大きく馬群から遅れた。だが、その後に進路を戻すと、10馬身以上の致命的なロスを一気に挽回して先頭争いに加わってきたのだ。

 最後は、さすがに苦しくなって2着に終わったが、ひと筋縄ではいかないこの馬の性格と、底知れない能力を示す一戦となった。

 強烈な強さを見せて勝ったレースはもちろんだが、それ以上に突拍子もない逸話のほうが"伝説"として語り継がれていることが多い――オルフェーヴルは、そんな珍しい馬かもしれない。

 そういった観点からすると、「究極のエピソード」と言えるのが、2012年秋に挑んだGⅠ凱旋門賞(フランス・芝2400m)だろう。

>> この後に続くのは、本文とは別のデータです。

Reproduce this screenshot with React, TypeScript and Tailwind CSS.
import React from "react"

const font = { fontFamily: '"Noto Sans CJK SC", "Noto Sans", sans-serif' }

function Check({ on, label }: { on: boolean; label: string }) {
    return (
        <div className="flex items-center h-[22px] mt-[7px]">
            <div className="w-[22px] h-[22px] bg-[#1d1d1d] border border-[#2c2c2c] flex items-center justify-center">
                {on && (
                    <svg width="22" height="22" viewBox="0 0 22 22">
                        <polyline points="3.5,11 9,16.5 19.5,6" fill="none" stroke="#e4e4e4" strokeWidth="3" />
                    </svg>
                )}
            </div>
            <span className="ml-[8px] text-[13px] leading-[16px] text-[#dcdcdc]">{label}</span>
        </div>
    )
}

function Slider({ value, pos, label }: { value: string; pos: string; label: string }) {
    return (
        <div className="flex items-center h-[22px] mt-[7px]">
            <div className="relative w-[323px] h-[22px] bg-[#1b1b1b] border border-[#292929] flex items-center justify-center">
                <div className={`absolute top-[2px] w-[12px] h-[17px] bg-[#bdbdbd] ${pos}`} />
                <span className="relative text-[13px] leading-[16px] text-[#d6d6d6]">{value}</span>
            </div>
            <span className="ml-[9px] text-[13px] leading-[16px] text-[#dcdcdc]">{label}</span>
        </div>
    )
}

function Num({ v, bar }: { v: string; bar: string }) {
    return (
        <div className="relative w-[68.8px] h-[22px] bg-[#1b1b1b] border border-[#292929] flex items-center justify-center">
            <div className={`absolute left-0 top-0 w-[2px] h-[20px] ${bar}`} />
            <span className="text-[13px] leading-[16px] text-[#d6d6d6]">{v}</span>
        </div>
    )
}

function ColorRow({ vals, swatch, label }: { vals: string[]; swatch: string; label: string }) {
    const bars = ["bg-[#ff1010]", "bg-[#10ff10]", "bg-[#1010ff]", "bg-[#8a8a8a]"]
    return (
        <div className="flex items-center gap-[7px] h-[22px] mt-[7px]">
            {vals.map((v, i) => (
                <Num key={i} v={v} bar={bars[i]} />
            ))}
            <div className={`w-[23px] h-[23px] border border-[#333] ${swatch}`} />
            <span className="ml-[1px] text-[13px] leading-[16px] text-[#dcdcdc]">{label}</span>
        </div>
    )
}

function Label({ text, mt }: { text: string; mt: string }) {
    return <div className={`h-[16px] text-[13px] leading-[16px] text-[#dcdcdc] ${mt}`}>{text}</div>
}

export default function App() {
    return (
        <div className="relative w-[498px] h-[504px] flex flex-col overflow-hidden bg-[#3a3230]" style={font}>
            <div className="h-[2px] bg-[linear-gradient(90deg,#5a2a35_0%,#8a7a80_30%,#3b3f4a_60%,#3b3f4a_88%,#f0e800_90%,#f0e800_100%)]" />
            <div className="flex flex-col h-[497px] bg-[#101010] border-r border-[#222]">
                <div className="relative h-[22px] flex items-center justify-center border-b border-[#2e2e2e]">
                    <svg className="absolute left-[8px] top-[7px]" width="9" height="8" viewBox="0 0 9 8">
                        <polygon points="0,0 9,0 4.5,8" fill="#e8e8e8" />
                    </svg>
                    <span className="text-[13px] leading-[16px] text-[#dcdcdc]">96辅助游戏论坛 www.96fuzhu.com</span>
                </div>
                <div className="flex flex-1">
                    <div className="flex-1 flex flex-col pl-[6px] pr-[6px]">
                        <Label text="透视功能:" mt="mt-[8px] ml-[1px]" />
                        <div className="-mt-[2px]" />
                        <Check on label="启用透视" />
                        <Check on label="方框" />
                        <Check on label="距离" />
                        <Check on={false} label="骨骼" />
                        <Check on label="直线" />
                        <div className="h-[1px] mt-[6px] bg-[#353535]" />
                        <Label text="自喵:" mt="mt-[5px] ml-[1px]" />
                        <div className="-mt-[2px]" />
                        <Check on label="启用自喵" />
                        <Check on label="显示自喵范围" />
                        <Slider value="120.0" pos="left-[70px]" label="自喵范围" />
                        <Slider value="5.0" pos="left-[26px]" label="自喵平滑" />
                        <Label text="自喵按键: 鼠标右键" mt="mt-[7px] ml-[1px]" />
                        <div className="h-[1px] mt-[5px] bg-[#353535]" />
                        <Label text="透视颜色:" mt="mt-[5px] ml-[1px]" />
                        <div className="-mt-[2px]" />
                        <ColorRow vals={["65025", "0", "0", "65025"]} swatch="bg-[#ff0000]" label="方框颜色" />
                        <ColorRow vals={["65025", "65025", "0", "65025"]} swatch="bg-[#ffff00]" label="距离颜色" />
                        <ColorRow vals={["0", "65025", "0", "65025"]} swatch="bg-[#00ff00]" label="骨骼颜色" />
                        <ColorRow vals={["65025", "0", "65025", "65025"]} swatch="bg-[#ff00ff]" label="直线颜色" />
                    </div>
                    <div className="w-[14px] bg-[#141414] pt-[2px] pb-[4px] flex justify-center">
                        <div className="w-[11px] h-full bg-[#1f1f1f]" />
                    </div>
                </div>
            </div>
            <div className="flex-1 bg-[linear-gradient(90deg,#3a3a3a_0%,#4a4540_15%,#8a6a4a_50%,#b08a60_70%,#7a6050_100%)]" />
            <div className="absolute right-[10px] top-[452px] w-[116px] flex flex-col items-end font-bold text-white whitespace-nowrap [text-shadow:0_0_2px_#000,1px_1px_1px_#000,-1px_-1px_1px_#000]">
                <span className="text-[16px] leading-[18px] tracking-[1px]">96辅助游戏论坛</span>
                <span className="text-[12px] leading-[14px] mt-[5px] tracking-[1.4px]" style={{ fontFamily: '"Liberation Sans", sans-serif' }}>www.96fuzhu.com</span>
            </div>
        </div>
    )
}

 世界最高峰の舞台とされる凱旋門賞。日本競馬界にとっても、同レースの勝利は悲願であり、大きな夢となっている。実際、それまでも日本を代表する数多くの名馬が挑戦してきた。しかしながら、2着になったことは2度あるが、なかなか"世界の壁"を打ち破れずにいた。

 充実の4歳秋、その舞台に日本の"暴君"オルフェーヴルが挑戦した。

 春には、GⅠ宝塚記念(阪神・芝2200m)を制したオルフェーヴル。本番の1カ月前には現地の前哨戦を快勝し、万全の態勢で決戦の時を迎えた。

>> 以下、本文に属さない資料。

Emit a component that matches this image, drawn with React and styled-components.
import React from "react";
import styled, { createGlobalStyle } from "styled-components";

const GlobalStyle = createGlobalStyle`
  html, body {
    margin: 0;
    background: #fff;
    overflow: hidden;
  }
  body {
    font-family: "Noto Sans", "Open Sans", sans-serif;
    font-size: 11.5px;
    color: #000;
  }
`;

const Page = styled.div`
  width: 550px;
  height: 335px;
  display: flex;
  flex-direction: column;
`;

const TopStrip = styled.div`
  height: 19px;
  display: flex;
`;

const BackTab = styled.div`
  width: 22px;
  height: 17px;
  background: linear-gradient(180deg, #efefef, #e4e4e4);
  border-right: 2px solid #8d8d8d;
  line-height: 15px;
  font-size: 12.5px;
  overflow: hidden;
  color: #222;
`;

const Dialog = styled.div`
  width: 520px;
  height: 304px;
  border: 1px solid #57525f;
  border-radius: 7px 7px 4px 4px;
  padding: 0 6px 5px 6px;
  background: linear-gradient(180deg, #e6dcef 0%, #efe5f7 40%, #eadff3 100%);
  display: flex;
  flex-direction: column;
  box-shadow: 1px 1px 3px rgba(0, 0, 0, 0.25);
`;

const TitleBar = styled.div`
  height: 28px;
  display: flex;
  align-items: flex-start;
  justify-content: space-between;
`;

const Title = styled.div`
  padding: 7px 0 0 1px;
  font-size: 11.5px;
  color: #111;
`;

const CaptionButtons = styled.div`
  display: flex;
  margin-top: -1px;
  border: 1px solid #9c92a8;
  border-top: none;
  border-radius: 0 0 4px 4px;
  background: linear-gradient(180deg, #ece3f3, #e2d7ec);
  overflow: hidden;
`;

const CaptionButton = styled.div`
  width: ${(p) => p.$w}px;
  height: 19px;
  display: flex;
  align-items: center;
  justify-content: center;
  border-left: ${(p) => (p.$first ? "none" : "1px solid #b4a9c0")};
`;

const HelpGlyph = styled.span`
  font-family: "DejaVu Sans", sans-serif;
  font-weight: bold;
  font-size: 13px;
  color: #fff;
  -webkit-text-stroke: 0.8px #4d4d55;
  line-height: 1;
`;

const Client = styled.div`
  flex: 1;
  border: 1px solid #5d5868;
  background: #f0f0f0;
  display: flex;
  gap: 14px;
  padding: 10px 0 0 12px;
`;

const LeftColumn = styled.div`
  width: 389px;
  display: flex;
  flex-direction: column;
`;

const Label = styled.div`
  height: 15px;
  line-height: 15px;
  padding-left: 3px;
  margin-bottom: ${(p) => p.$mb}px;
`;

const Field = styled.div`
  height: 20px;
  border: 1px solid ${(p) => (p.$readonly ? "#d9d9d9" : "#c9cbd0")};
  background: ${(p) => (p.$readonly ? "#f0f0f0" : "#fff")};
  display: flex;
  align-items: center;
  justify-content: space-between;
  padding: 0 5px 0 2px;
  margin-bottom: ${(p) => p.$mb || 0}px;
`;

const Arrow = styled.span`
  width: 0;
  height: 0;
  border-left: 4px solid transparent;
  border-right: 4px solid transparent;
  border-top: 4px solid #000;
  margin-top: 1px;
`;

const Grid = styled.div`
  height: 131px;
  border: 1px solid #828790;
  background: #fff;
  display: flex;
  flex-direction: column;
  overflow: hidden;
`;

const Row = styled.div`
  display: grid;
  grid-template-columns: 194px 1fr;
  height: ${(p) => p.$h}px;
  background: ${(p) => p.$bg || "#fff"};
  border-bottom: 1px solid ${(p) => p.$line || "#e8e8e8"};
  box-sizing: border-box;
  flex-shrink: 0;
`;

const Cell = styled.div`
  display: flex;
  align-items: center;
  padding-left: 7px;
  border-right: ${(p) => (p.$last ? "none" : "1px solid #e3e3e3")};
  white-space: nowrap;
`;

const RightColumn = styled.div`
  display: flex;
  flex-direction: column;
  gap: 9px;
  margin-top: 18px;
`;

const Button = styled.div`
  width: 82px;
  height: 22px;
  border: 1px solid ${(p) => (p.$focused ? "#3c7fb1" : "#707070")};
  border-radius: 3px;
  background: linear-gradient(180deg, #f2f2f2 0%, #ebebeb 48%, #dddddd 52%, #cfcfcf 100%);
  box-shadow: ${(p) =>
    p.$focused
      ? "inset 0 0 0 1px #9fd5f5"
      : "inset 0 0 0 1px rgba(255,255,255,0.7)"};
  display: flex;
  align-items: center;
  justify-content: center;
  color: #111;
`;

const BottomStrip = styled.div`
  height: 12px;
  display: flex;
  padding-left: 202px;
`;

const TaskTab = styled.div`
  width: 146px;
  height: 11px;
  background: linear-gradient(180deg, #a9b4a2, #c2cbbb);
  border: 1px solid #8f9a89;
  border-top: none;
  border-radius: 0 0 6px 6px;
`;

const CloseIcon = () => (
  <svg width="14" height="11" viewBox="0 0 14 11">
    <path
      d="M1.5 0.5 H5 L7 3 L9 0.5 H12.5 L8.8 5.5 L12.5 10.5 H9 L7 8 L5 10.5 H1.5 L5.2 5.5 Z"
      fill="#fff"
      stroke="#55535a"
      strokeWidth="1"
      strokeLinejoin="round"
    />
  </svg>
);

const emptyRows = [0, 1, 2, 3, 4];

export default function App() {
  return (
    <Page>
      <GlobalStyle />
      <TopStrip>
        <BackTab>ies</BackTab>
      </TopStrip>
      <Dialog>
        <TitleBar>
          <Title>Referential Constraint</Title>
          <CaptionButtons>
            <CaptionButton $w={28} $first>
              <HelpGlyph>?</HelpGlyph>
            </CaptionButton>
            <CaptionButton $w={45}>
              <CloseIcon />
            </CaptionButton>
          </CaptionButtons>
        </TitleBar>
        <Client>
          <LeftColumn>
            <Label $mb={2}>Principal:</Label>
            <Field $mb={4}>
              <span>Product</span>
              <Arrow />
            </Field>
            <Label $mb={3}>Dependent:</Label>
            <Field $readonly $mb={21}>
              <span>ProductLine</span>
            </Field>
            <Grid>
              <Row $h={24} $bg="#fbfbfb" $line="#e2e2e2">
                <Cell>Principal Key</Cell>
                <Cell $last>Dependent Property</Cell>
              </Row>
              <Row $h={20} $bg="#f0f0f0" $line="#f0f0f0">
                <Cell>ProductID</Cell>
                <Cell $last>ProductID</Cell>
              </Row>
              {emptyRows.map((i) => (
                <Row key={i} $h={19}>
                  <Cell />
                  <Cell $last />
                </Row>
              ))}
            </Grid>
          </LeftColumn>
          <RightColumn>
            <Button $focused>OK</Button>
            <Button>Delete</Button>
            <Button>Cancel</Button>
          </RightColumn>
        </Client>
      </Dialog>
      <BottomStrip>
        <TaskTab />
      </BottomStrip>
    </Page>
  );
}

鞍上は、凱旋門賞を2度勝っているフランスのトップジョッキー、クリストフ・スミヨン騎手が務めた。

 この年のレースは、イギリスとアイルランドの両ダービーを制したキャメロットや、アイルランドオークスを勝ってここに挑んだグレートヘヴンズなど、世界中の精鋭が集結。レースがスタートすると、オルフェーヴルは18頭立ての後方2番手につけた。

 暴君にとっては、いかに道中で機嫌を損ねず、落ちついて走れるかがカギ。様子を見る限り、闘志を内に秘めながら、冷静さを保っているように感じられた。迎えた最後の直線、オルフェーヴルは後方4、5番手で大外へ持ち出されると、ラストスパートへと入った。

 そこからの数秒間、この馬が見せた恐るべき加速力が忘れられない。鞍上の合図を受け取ったオルフェーヴルは、力強いストライドで強襲。大外から内の各馬をなで斬るようにして、残り200mの時点で一気に先頭へ躍り出たのだ。

 この時、誰もが日本競馬界の悲願達成を確信しただろう。むしろ、オルフェーヴルがどこまで突き放すのか、その光景を楽しもうと思っていた。

 ところが、主役はその直後に暴れ出した。

 大外から先頭に立ったオルフェーヴルは、突如としてインコースにどんどん切れ込んでいく。スミヨン騎手はまっすぐ走らせようとするが、暴君は従わない。内ラチぎりぎりまで寄っていったのだ。

 そのまま、オルフェーヴルの挙動は収まらず、最終的にはラチに接触したほど。結果、それまでの加速も完全に途切れて、ゴール寸前でフランスの牝馬ソレミアにかわされてしまった。誰も予想しなかった、まさか、まさかの逆転負けである。

 何が気に入らなかったのか。どうして最後に機嫌を損ねたのか......。日本の三冠馬が悲願の凱旋門賞を制す――これ以上ない筋書きは一瞬にして消し去られ、暴君は"らしさ"全開の走りで白星を失ってしました。

 失ったものは大きい。今もショックは癒えない。だが、多くのファンはあの直線での末脚、そしてその後の暴れっぷりを一生忘れないだろう。

 1年後、オルフェーヴルはもう一度凱旋門賞に挑戦するが、今度はフランスの3歳牝馬トレヴに屈して、2年連続の2着に終わった。以降も、日本の名馬たちがこの舞台に挑んでいるが、いまだ白星は挙げていない。